“Race as a discourse is not an unchanging historical framework that limits identities to fixed taxonomies; it is rather a dynamic system of social and cultural techniques carefully calibrated to constrain, define, and develop a nexus of human activity where the ontology of the human, the representation of the body, and the social position of the subject intersect. At this intersection, the invention and perpetuation of various forms of race discourse can be understood effectively to employ the human organism as an experimental object of signification.” (González 42).
“[Societies of control are] ultrarapid forms of free-floating control that replaced the old disciplines operating in the time frame of a closed system…Enclosures are molds, distinct castings, but controls are a modulation, like a self-deforming cast that will continuously change from one moment to the other,” (Deleuze 4).
Previously in this class, we’ve mostly paired “information” with race in terms of genetics (the idea that since humans are now viewed as data-banks of information, the problem of race becomes ever more pressing in its genetic invisibility and scientific denunciation as a “social construction.”) González, however, imagines racial performance in terms of informational floods of sensory data, thus seemingly to present both the act of passing and the fixing of racial typologies in terms of a Deleuzian concept of “free-floating control systems.” By viewing race in terms of a Deluzian concept of control society, González brings to bear a new temporal schema of racial formation, as well as new terms of the persistence of racial typologies.
This new temporal schema of racial formation moves away from an economy of the visual. Instead of the closed circuit and the time-image, racial performance fixes racial formations through a series of moments, movements, and images which are psychic and more fully embodied than a registering (or rendering) of a visual epidermal tag. Race is “a dynamic system of social and cultural techniques” which, though they serve to “constrain, define, and develop a nexus of human activity,” (or, in disciplinary control terms, “enclose,”) are essentially in flux. While racial typologies may be fixed (“molds”) the manner of affixing them to individual bodies works according to a control society mechanism of a “modulation, a self-deforming cast,” (Deleuze 4).

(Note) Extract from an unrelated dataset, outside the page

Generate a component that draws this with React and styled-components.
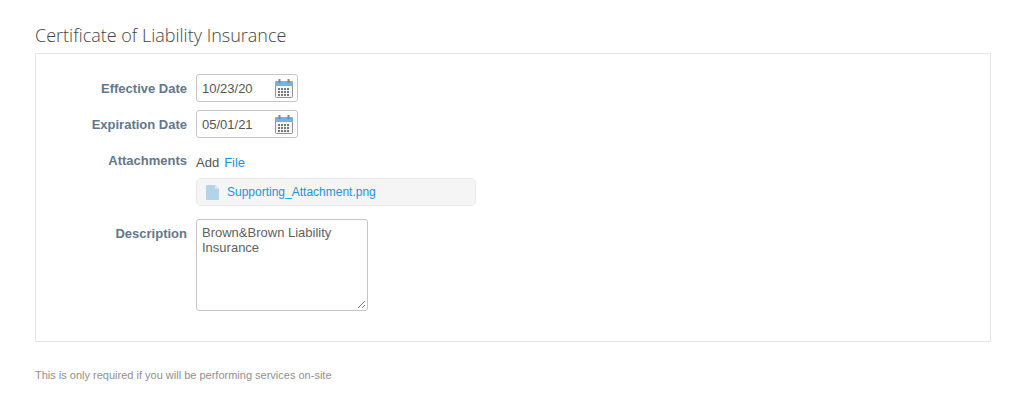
import React from 'react';
import styled, { createGlobalStyle } from 'styled-components';

const GlobalStyle = createGlobalStyle`
	html, body {
		margin: 0;
		padding: 0;
		background: #fff;
	}
	body {
		font-family: 'Liberation Sans', Arial, sans-serif;
		color: #555;
	}
`;

const Page = styled.div`
	padding: 24px 28px 0 35px;
`;

const Title = styled.h2`
	margin: 0 0 7px;
	font-family: 'Open Sans', sans-serif;
	font-weight: 300;
	font-size: 18px;
	line-height: 22px;
	color: #444;
`;

const Panel = styled.div`
	border: 1px solid #e6e6e6;
	padding: 20px 0 30px;
	display: flex;
	flex-direction: column;
	width: 954px;
`;

const Row = styled.div`
	display: grid;
	grid-template-columns: 151px 1fr;
	column-gap: 9px;
	margin-bottom: ${(p) => p.$gap || 0}px;
`;

const Label = styled.div`
	text-align: right;
	font-size: 13px;
	font-weight: 700;
	line-height: 15px;
	color: #62778c;
	padding-top: ${(p) => p.$top || 0}px;
`;

const DateBox = styled.div`
	width: 91px;
	height: 26px;
	border: 1px solid #c6c6c6;
	border-radius: 3px;
	display: flex;
	align-items: center;
	justify-content: space-between;
	padding: 0 4px 0 5px;
	font-size: 13px;
	color: #555;
`;

const Field = styled.div`
	display: flex;
	flex-direction: column;
`;

const AddLine = styled.div`
	font-size: 13px;
	line-height: 15px;
	display: flex;
	gap: 5px;
	padding-top: 2px;
`;

const FileLink = styled.span`
	color: #1a94dc;
`;

const FileChip = styled.div`
	margin-top: 8px;
	width: 269px;
	height: 26px;
	background: #f5f5f5;
	border: 1px solid #e9e9e9;
	border-radius: 5px;
	display: flex;
	align-items: center;
	padding-left: 9px;
	gap: 8px;
	font-size: 12px;
	color: #1a94dc;
`;

const TextBox = styled.div`
	position: relative;
	width: 160px;
	height: 79px;
	border: 1px solid #c6c6c6;
	border-radius: 3px;
	padding: 5px 5px 6px 5px;
	font-size: 13px;
	line-height: 15px;
	color: #5f5f5f;
`;

const Grip = styled.svg`
	position: absolute;
	right: 1px;
	bottom: 1px;
`;

const Note = styled.p`
	margin: 27px 0 0;
	font-size: 11px;
	line-height: 13px;
	color: #8f8f8f;
`;

const CalendarIcon = () => (
	<svg width="18" height="19" viewBox="0 0 18 19">
		<rect x="0.5" y="2.5" width="17" height="16" rx="1" fill="#f6f6f6" stroke="#929292" />
		<rect x="0" y="2" width="18" height="5" rx="1" fill="#6db3ee" />
		<rect x="3.5" y="0" width="2" height="4" fill="#858585" />
		<rect x="12.5" y="0" width="2" height="4" fill="#858585" />
		{[9, 12, 15].map((y) =>
			[3, 6, 9, 12].map((x) => (
				<rect key={`${x}-${y}`} x={x} y={y} width="2" height="2" fill="#777" />
			))
		)}
	</svg>
);

const DocIcon = () => (
	<svg width="13" height="15" viewBox="0 0 13 15">
		<path d="M0 1a1 1 0 0 1 1-1h8l4 4v10a1 1 0 0 1-1 1H1a1 1 0 0 1-1-1z" fill="#b3d3e8" />
		<path d="M9 0l4 4H9z" fill="#d5e6f2" />
	</svg>
);

const DateField = ({ value }) => (
	<DateBox>
		<span>{value}</span>
		<CalendarIcon />
	</DateBox>
);

const App = () => (
	<>
		<GlobalStyle />
		<Page>
			<Title>Certificate of Liability Insurance</Title>
			<Panel>
				<Row $gap={8}>
					<Label $top={7}>Effective Date</Label>
					<DateField value="10/23/20" />
				</Row>
				<Row $gap={15}>
					<Label $top={7}>Expiration Date</Label>
					<DateField value="05/01/21" />
				</Row>
				<Row $gap={13}>
					<Label>Attachments</Label>
					<Field>
						<AddLine>
							<span>Add</span>
							<FileLink>File</FileLink>
						</AddLine>
						<FileChip>
							<DocIcon />
							<span>Supporting_Attachment.png</span>
						</FileChip>
					</Field>
				</Row>
				<Row>
					<Label $top={7}>Description</Label>
					<TextBox>
						Brown&amp;Brown Liability
						<br />
						Insurance
						<Grip width="9" height="9" viewBox="0 0 9 9">
							<path d="M1 8L8 1M5 8L8 5" stroke="#777" strokeWidth="1" fill="none" />
						</Grip>
					</TextBox>
				</Row>
			</Panel>
			<Note>This is only required if you will be performing services on-site</Note>
		</Page>
	</>
);

export default App;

If we view (as I am suggesting we do) González’s argument in terms of Deleuze, the persistence of racial typologies is fascinating. If racial typologies are symptomatic of environments of enclosure (disciplinary society) while the actual enactments of fixing individuals within these typologies are in terms of control-society flux and modulation, then what can we expect for the “transcending” of race or the emergence of a “new human(ity/ism)” in light of the fact that Deleuze views us as being in the process (and this was over 20 years ago) of transition from discipline to control society? It makes sense to me to suggest that we have become a society of new levels and complexities and invisibilities of fixing individuals in the overlapping “nexus” of race, while these racial “enclosures,” themselves are outdated not only for believers in equality but also for the contemporary methods of hegemonic power (González 42, Deleuze 4).